# [YOUR GOAL]
Repeat the listing exactly as given, omitting every image.

## START

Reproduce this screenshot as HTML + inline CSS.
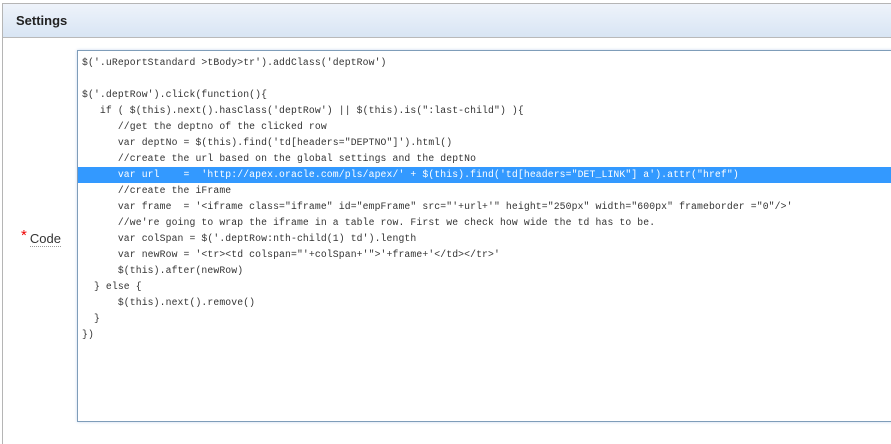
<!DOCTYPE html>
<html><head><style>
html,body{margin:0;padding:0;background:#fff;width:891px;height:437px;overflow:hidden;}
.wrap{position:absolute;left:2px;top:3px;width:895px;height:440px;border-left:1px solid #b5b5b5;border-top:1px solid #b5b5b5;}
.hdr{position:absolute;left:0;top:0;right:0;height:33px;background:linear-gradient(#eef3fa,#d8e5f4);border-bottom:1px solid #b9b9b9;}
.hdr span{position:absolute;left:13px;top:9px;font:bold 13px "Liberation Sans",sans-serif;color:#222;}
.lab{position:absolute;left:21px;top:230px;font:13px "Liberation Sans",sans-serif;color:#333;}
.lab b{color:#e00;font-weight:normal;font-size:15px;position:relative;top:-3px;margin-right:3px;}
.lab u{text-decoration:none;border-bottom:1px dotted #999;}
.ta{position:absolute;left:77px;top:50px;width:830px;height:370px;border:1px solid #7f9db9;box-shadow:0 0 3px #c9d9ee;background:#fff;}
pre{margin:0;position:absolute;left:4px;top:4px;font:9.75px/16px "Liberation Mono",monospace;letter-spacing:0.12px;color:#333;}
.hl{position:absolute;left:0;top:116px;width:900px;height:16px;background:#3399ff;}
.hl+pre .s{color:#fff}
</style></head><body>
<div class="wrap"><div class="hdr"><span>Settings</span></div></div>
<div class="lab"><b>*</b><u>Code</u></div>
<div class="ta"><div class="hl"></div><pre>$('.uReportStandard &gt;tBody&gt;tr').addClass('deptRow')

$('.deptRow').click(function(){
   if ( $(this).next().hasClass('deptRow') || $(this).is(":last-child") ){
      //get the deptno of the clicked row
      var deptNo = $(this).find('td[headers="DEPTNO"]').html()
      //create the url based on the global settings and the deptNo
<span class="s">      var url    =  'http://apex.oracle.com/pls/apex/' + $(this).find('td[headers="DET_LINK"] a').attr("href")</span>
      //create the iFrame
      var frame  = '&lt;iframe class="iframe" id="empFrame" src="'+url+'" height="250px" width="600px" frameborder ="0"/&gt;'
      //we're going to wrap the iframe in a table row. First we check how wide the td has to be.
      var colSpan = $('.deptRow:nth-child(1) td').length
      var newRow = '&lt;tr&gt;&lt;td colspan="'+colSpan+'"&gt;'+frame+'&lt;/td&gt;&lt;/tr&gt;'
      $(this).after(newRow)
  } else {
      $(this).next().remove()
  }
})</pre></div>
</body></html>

## END

# [EXERCISE OUTPUT]
Reproduce this screenshot as HTML + inline CSS.
<!DOCTYPE html>
<html><head><style>
html,body{margin:0;padding:0;background:#fff;width:891px;height:437px;overflow:hidden;}
.wrap{position:absolute;left:2px;top:3px;width:895px;height:440px;border-left:1px solid #b5b5b5;border-top:1px solid #b5b5b5;}
.hdr{position:absolute;left:0;top:0;right:0;height:33px;background:linear-gradient(#eef3fa,#d8e5f4);border-bottom:1px solid #b9b9b9;}
.hdr span{position:absolute;left:13px;top:9px;font:bold 13px "Liberation Sans",sans-serif;color:#222;}
.lab{position:absolute;left:21px;top:230px;font:13px "Liberation Sans",sans-serif;color:#333;}
.lab b{color:#e00;font-weight:normal;font-size:15px;position:relative;top:-3px;margin-right:3px;}
.lab u{text-decoration:none;border-bottom:1px dotted #999;}
.ta{position:absolute;left:77px;top:50px;width:830px;height:370px;border:1px solid #7f9db9;box-shadow:0 0 3px #c9d9ee;background:#fff;}
pre{margin:0;position:absolute;left:4px;top:4px;font:9.75px/16px "Liberation Mono",monospace;letter-spacing:0.12px;color:#333;}
.hl{position:absolute;left:0;top:116px;width:900px;height:16px;background:#3399ff;}
.hl+pre .s{color:#fff}
</style></head><body>
<div class="wrap"><div class="hdr"><span>Settings</span></div></div>
<div class="lab"><b>*</b><u>Code</u></div>
<div class="ta"><div class="hl"></div><pre>$('.uReportStandard &gt;tBody&gt;tr').addClass('deptRow')

$('.deptRow').click(function(){
   if ( $(this).next().hasClass('deptRow') || $(this).is(":last-child") ){
      //get the deptno of the clicked row
      var deptNo = $(this).find('td[headers="DEPTNO"]').html()
      //create the url based on the global settings and the deptNo
<span class="s">      var url    =  'http://apex.oracle.com/pls/apex/' + $(this).find('td[headers="DET_LINK"] a').attr("href")</span>
      //create the iFrame
      var frame  = '&lt;iframe class="iframe" id="empFrame" src="'+url+'" height="250px" width="600px" frameborder ="0"/&gt;'
      //we're going to wrap the iframe in a table row. First we check how wide the td has to be.
      var colSpan = $('.deptRow:nth-child(1) td').length
      var newRow = '&lt;tr&gt;&lt;td colspan="'+colSpan+'"&gt;'+frame+'&lt;/td&gt;&lt;/tr&gt;'
      $(this).after(newRow)
  } else {
      $(this).next().remove()
  }
})</pre></div>
</body></html>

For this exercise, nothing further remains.